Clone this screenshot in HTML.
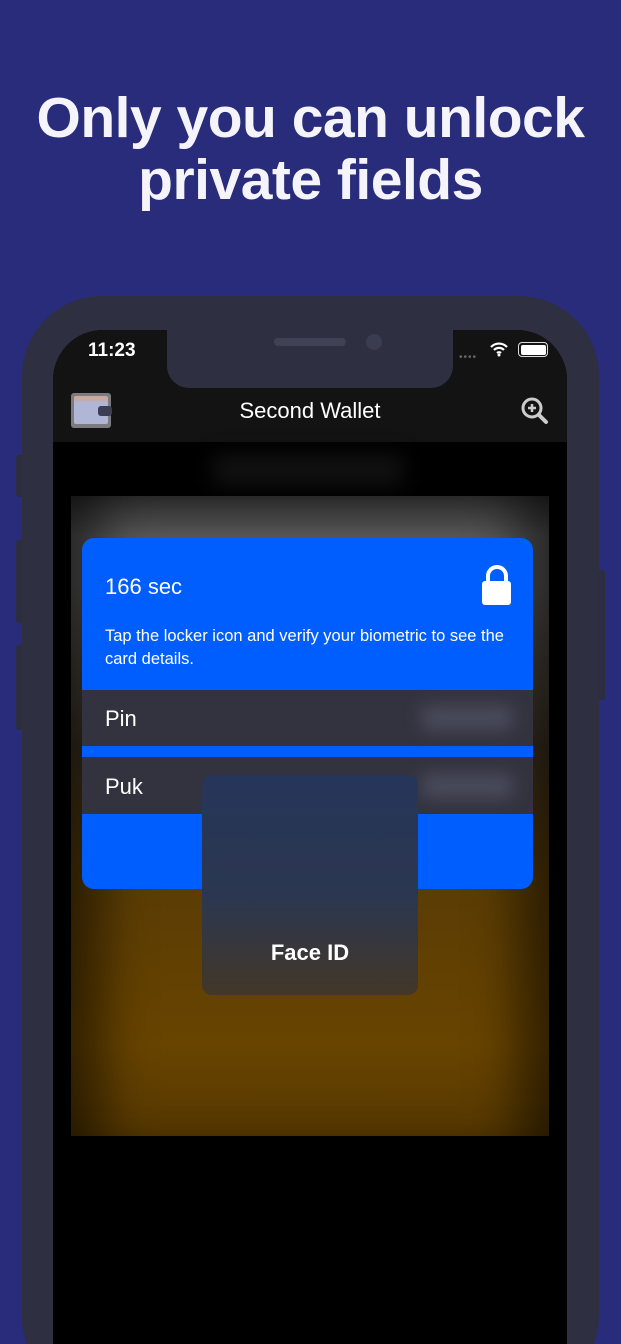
<!DOCTYPE html>
<html><head><meta charset="utf-8"><style>
*{margin:0;padding:0;box-sizing:border-box}
html,body{width:621px;height:1344px;overflow:hidden}
body{background:#292c7a;font-family:"Liberation Sans",sans-serif;position:relative}
#w{position:absolute;left:0;top:0;width:621px;height:1344px;overflow:hidden}
.a{position:absolute}
h1{position:absolute;left:0;width:621px;text-align:center;color:#f4f4fa;font-size:57px;font-weight:bold;line-height:62px;top:87px;letter-spacing:-0.5px}
</style></head><body><div id="w">
<h1>Only you can unlock<br>private fields</h1>
<div class="a" style="left:16px;top:455px;width:8px;height:42px;background:#2c2d3e;border-radius:3px"></div>
<div class="a" style="left:16px;top:540px;width:8px;height:83px;background:#2c2d3e;border-radius:3px"></div>
<div class="a" style="left:16px;top:645px;width:8px;height:85px;background:#2c2d3e;border-radius:3px"></div>
<div class="a" style="left:597px;top:570px;width:8px;height:130px;background:#2c2d3e;border-radius:3px"></div>
<div class="a" style="left:22px;top:296px;width:577px;height:1100px;background:#2e2f40;border-radius:80px"></div>
<div class="a" style="left:53px;top:330px;width:514px;height:1100px;background:#000;border-radius:50px;overflow:hidden">
  <div class="a" style="left:0;top:0;width:514px;height:112px;background:#131313"></div>
  <div class="a" style="left:114px;top:-5px;width:286px;height:63px;background:#2e2f40;border-radius:0 0 22px 22px"></div>
  <div class="a" style="left:221px;top:8px;width:72px;height:8px;background:#3f4154;border-radius:4px"></div>
  <div class="a" style="left:313px;top:4px;width:16px;height:16px;background:#3a3c50;border-radius:50%"></div>
  <div class="a" style="left:35px;top:10px;color:#fff;font-size:19px;font-weight:bold">11:23</div>
  <div class="a" style="left:406px;top:22px;color:#666;font-size:10px;letter-spacing:1px">••••</div>
  <svg class="a" style="left:436px;top:11px" width="20" height="16" viewBox="0 0 20 16"><path d="M2 6a11 11 0 0 1 16 0M5 9a7 7 0 0 1 10 0M8 12a3 3 0 0 1 4 0" stroke="#fff" stroke-width="2.2" fill="none"/><circle cx="10" cy="14" r="1.5" fill="#fff"/></svg>
  <div class="a" style="left:465px;top:12px;width:30px;height:15px;border:1.5px solid #ddd;border-radius:4px;padding:1.5px"><div style="width:100%;height:100%;background:#fff;border-radius:2px"></div></div>
  <div class="a" style="left:18px;top:63px;width:40px;height:35px;background:#7c7c80;border-radius:3px"><div style="margin:3px;height:28px;background:linear-gradient(#c9a9a0 0,#c9a9a0 4px,#b0b6d6 6px);border-radius:2px"></div><div class="a" style="left:27px;top:13px;width:14px;height:10px;background:#3b3e55;border-radius:3px"></div></div>
  <div class="a" style="left:0;top:68px;width:514px;text-align:center;color:#fff;font-size:22px">Second Wallet</div>
  <svg class="a" style="left:467px;top:66px" width="30" height="30" viewBox="0 0 30 30"><circle cx="12" cy="12" r="9" stroke="#ccc" stroke-width="3" fill="none"/><path d="M12 8v8M8 12h8" stroke="#ccc" stroke-width="2.5"/><path d="M19 19l7 7" stroke="#ccc" stroke-width="4" stroke-linecap="round"/></svg>
  <div class="a" style="left:160px;top:125px;width:190px;height:30px;background:#111;filter:blur(10px)"></div>
  <div class="a" style="left:18px;top:166px;width:478px;height:640px;background:linear-gradient(#2e2e2e 0,#555 40px,#555 90px,#3a3020 250px,#5a3c05 380px,#684400 550px,#4a3000 700px,#0d0800 780px,#000 810px)"></div>
  <div class="a" style="left:18px;top:166px;width:478px;height:640px;box-shadow:inset 60px 0 50px -30px rgba(0,0,0,.55),inset -60px 0 50px -30px rgba(0,0,0,.55)"></div>
  <div class="a" style="left:29px;top:208px;width:451px;height:351px;background:#005efe;border-radius:12px;overflow:hidden">
    <div class="a" style="left:23px;top:36px;color:#fff;font-size:22px">166 sec</div>
    <div class="a" style="left:23px;top:87px;width:415px;color:#fff;font-size:16.5px;line-height:23px">Tap the locker icon and verify your biometric to see the card details.</div>
    <svg class="a" style="left:399px;top:27px" width="32" height="42" viewBox="0 0 32 42"><path d="M7 17V11a9 9 0 0 1 18 0v6" stroke="#fff" stroke-width="4" fill="none"/><rect x="1" y="16" width="29" height="24" rx="3" fill="#fff"/></svg>
    <div class="a" style="left:0;top:152px;width:451px;height:56px;background:#333340"></div>
    <div class="a" style="left:23px;top:168px;color:#fff;font-size:22px">Pin</div>
    <div class="a" style="left:340px;top:168px;width:90px;height:24px;background:#4a4b5a;filter:blur(8px)"></div>
    <div class="a" style="left:0;top:219px;width:451px;height:57px;background:#333340"></div>
    <div class="a" style="left:23px;top:236px;color:#fff;font-size:22px">Puk</div>
    <div class="a" style="left:340px;top:236px;width:90px;height:24px;background:#4a4b5a;filter:blur(8px)"></div>
  </div>
  <div class="a" style="left:149px;top:445px;width:216px;height:220px;border-radius:10px;background:linear-gradient(#26355a 0%,#2b3750 55%,#433727 100%)"></div>
  <div class="a" style="left:149px;top:610px;width:216px;text-align:center;color:#fff;font-size:22px;font-weight:bold">Face ID</div>
</div>
</div></body></html>
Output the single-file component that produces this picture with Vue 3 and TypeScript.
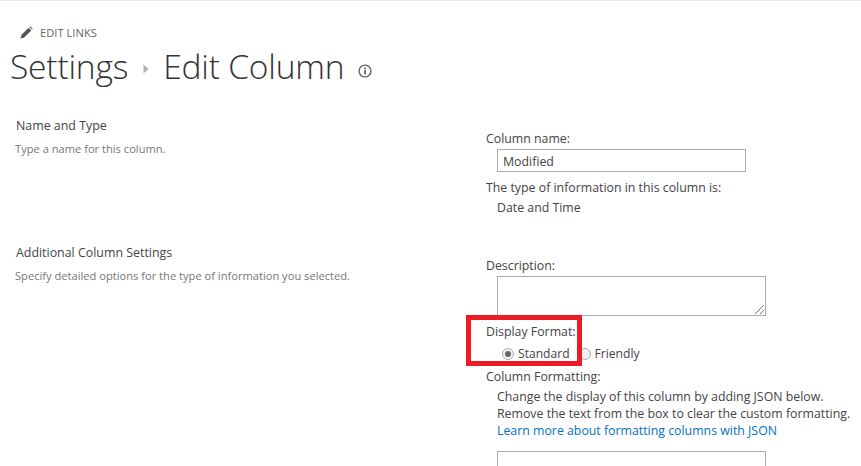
<script setup lang="ts">
const formatLines: string[] = [
  'Change the display of this column by adding JSON below.',
  'Remove the text from the box to clear the custom formatting.',
]
</script>

<template>
  <div class="page">
    <div class="topline"></div>
    <div class="edit-links">
      <svg class="pencil" width="13" height="13" viewBox="0 0 13 13">
        <path d="M0.5 12.5 L1.5 8.8 L8.6 1.7 L11.3 4.4 L4.2 11.5 Z" fill="#555" />
        <path d="M9.4 0.9 L10.2 0.3 L12.7 2.8 L12.1 3.6 Z" fill="#555" />
      </svg>
      <span>EDIT LINKS</span>
    </div>
    <div class="title">
      <span>Settings</span>
      <svg class="crumb" width="6" height="10" viewBox="0 0 6 10"><path d="M0.5 0.5 L5.5 5 L0.5 9.5 Z" fill="#b1b1b1" /></svg>
      <span>Edit Column</span>
      <svg class="info" width="14" height="14" viewBox="0 0 14 14">
        <circle cx="7" cy="7" r="5.9" fill="none" stroke="#666" stroke-width="1.4" />
        <rect x="6.1" y="6" width="1.8" height="4.3" fill="#666" />
        <rect x="6.1" y="3.5" width="1.8" height="1.6" fill="#666" />
      </svg>
    </div>

    <section class="row first">
      <div class="side">
        <h3>Name and Type</h3>
        <p>Type a name for this column.</p>
      </div>
      <div class="main">
        <div class="label">Column name:</div>
        <div class="field">Modified</div>
        <div class="label type-label">The type of information in this column is:</div>
        <div class="indent type-value">Date and Time</div>
      </div>
    </section>

    <section class="row second">
      <div class="side">
        <h3>Additional Column Settings</h3>
        <p>Specify detailed options for the type of information you selected.</p>
      </div>
      <div class="main">
        <div class="label">Description:</div>
        <div class="area">
          <svg class="grip" width="11" height="11" viewBox="0 0 11 11">
            <path d="M1 10 L10 1 M6 10 L10 6" stroke="#777" stroke-width="1" fill="none" />
          </svg>
        </div>
        <div class="label display-label">Display Format:</div>
        <div class="radios">
          <span class="radio checked"><i></i></span>
          <span class="radio-text">Standard</span>
          <span class="radio second-radio"></span>
          <span class="radio-text">Friendly</span>
        </div>
        <div class="label format-label">Column Formatting:</div>
        <div class="indent lines">
          <div v-for="line in formatLines" :key="line">{{ line }}</div>
          <a>Learn more about formatting columns with JSON</a>
        </div>
        <div class="area bottom"></div>
      </div>
    </section>

    <div class="highlight"></div>
  </div>
</template>

<style>
html, body { margin: 0; background: #fff; overflow: hidden; }
</style>

<style scoped>
.page {
  position: relative;
  width: 861px;
  height: 466px;
  overflow: hidden;
  background: #fff;
  color: #444;
  font-family: "Open Sans", "Noto Sans", sans-serif;
  font-size: 12.33px;
}
.topline { height: 1px; background: #ebebeb; }
.edit-links {
  display: flex;
  align-items: center;
  gap: 7px;
  height: 14px;
  margin-top: 24px;
  padding-left: 20px;
  font-size: 11.2px;
  color: #666;
}
.title {
  display: flex;
  align-items: center;
  height: 42px;
  margin-top: 6px;
  padding-left: 10px;
  font-size: 33.6px;
  font-weight: 300;
  color: #333;
  letter-spacing: -0.2px;
}
.crumb { margin: 5px 14px 0 15px; }
.info { margin: 10px 0 0 14px; }
.row { display: flex; }
.first { margin-top: 30px; height: 127px; }
.side { width: 486px; box-sizing: border-box; padding-left: 15px; }
.side h3 {
  margin: 0 0 0 1px;
  font-size: 12.4px;
  line-height: 17px;
  font-weight: 400;
  color: #444;
}
.side p {
  margin: 7px 0 0;
  font-size: 11.13px;
  line-height: 15px;
  color: #777;
}
.main { flex: 1; }
.label { line-height: 17px; color: #444; }
.first .main { padding-top: 13px; }
.field {
  box-sizing: border-box;
  width: 249px;
  height: 23px;
  margin: 2px 0 0 11px;
  padding-left: 5px;
  border: 1px solid #ababab;
  line-height: 23px;
  color: #444;
}
.type-label { margin-top: 7px; }
.type-value { margin-top: 3px; }
.indent { margin-left: 11px; line-height: 17px; }
.second .main { padding-top: 13px; }
.area {
  position: relative;
  box-sizing: border-box;
  width: 269px;
  height: 40px;
  margin: 2px 0 0 11px;
  border: 1px solid #ababab;
}
.grip { position: absolute; right: 0; bottom: 0; }
.display-label { margin-top: 7px; }
.radios {
  display: flex;
  align-items: center;
  height: 17px;
  margin: 5px 0 0 16px;
  font-size: 12.1px;
  line-height: 17px;
}
.radio {
  box-sizing: border-box;
  display: flex;
  align-items: center;
  justify-content: center;
  width: 12px;
  height: 12px;
  border: 1px solid #ababab;
  border-radius: 50%;
  background: #f2f2f2;
}
.radio i { width: 6px; height: 6px; border-radius: 50%; background: #666; }
.radio-text { margin-left: 4px; }
.second-radio { margin-left: 9px; }
.format-label { margin-top: 6px; }
.lines { margin-top: 3px; }
.lines a { color: #0072c6; }
.bottom { width: 269px; margin-top: 12px; }
.highlight {
  position: absolute;
  left: 466px;
  top: 315px;
  width: 106px;
  height: 41px;
  border: 5px solid #ed1c24;
}
</style>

========================================

▶ _TASK TO CARRY OUT_
Search the entries for the word "with" and copy every line that has it.

▶ _FINISHED EXERCISE_
Output the single-file component that produces this picture with Vue 3 and TypeScript.
          <a>Learn more about formatting columns with JSON</a>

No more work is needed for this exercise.